II. Ce n’est donc pas par l’effet de circonstances accidentelles qu’on vit bien ou mal ; celles-ci elles-mêmes découlent naturellement de principes supérieurs, et résultent de l’enchaînement de toutes choses. Or, cet enchaînement est établi par la puissance qui a le commandement dans l’univers[1], et chaque être y concourt selon sa nature : c’est ainsi que, dans une armée, le général commande, et les soldats exécutent ses ordres d’un commun accord.
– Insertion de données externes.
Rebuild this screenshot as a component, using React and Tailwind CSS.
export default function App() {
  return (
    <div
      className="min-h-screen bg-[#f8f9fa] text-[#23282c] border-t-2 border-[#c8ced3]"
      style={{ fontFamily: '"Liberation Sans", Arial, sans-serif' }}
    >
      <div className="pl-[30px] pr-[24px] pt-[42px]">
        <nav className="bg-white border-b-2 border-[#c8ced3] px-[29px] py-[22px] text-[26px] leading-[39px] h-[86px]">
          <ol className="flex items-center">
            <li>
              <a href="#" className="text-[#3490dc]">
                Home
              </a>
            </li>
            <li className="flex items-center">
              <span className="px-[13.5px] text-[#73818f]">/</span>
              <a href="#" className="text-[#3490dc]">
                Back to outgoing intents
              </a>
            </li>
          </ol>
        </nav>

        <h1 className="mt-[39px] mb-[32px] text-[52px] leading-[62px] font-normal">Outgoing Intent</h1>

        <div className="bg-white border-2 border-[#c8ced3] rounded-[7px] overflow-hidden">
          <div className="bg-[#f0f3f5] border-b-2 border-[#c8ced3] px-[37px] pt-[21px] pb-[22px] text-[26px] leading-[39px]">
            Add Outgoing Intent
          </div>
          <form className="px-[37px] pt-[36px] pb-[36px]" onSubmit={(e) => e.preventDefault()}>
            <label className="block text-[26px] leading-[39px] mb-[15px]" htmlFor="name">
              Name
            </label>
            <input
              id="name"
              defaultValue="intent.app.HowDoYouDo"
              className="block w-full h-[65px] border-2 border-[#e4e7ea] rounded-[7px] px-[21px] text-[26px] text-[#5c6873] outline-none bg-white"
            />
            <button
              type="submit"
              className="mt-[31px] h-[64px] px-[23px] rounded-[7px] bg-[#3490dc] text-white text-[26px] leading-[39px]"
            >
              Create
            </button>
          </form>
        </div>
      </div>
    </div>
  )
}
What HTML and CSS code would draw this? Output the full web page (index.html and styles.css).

La Providence, en effet, à tout réglé dans l’univers, comme un général qui considère tout, les actions et les passions, les vivres et la boisson, les armes et les machines, et qui embrasse tous les détails, en sorte que chaque chose ait une place convenable : rien n’arrive ainsi qui n’entre dans le plan de ce général, quoique ce que font les ennemis reste en dehors de son action, et qu’il ne puisse commander à leur armée[2]. S’il

  1. « Tout est réglé dans les choses, une fois pour toutes, avec autant d’ordre et de’correspondance qu’il est possible, la suprême sagesse et bonté ne pouvant agir qu’avec une parfaite harmonie. (Leibnitz, Principes de la Nature et de la Grâce, § 13.)
  2. Nous lisons avec M. Kirchhoff οὐδὲ οἶόντε ἧν au lieu de εἰ δὲ οἶόντε ἧν.